Question

Subtract $$5y^{2}-6y-11$$ from $$6y^{2}+2y+5$$.
Your answer should be a polynomial in standard form.

Answer

**step1** Understanding the Problem

The problem asks us to subtract the polynomial $$5y^{2}-6y-11$$ from the polynomial $$6y^{2}+2y+5$$. This means we need to set up the subtraction as $$(6y^{2}+2y+5) - (5y^{2}-6y-11)$$.

**step2** Distributing the Negative Sign

When we subtract a polynomial, we change the sign of each term inside the parentheses being subtracted.

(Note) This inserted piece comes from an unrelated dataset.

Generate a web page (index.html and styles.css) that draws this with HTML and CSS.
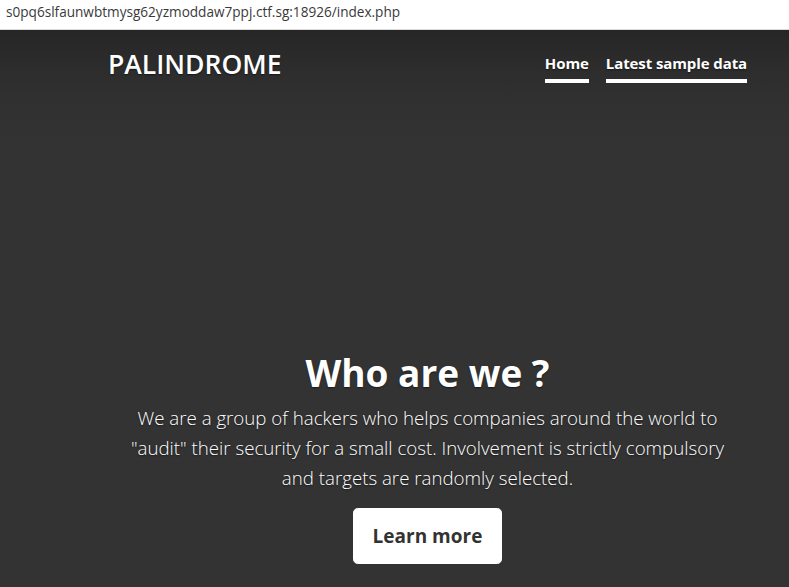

This is similar to multiplying by -1.
So, $$(6y^{2}+2y+5) - (5y^{2}-6y-11)$$ becomes $$6y^{2}+2y+5 - 5y^{2} - (-6y) - (-11)$$.

**step3** Simplifying the Signs

Let's simplify the signs:
The term $$- (-6y)$$ becomes $$+6y$$.
The term $$- (-11)$$ becomes $$+11$$.
So, the expression is now $$6y^{2}+2y+5 - 5y^{2} + 6y + 11$$.

**step4** Grouping Like Terms

Next, we group terms that have the same variable and exponent (these are called "like terms").
The terms with $$y^{2}$$ are $$6y^{2}$$ and $$-5y^{2}$$.
The terms with $$y$$ are $$+2y$$ and $$+6y$$.
The constant terms (numbers without variables) are $$+5$$ and $$+11$$.
Let's group them: $$(6y^{2} - 5y^{2}) + (2y + 6y) + (5 + 11)$$.

**step5** Combining Like Terms

Now, we perform the addition or subtraction for each group of like terms:
For the $$y^{2}$$ terms: $$6y^{2} - 5y^{2} = (6-5)y^{2} = 1y^{2} = y^{2}$$.
For the $$y$$ terms: $$2y + 6y = (2+6)y = 8y$$.
For the constant terms: $$5 + 11 = 16$$.

**step6** Writing the Result in Standard Form

Finally, we combine the results from combining like terms to form the final polynomial. A polynomial in standard form lists the terms from the highest exponent down to the lowest (constant term last).
So, the result is $$y^{2} + 8y + 16$$.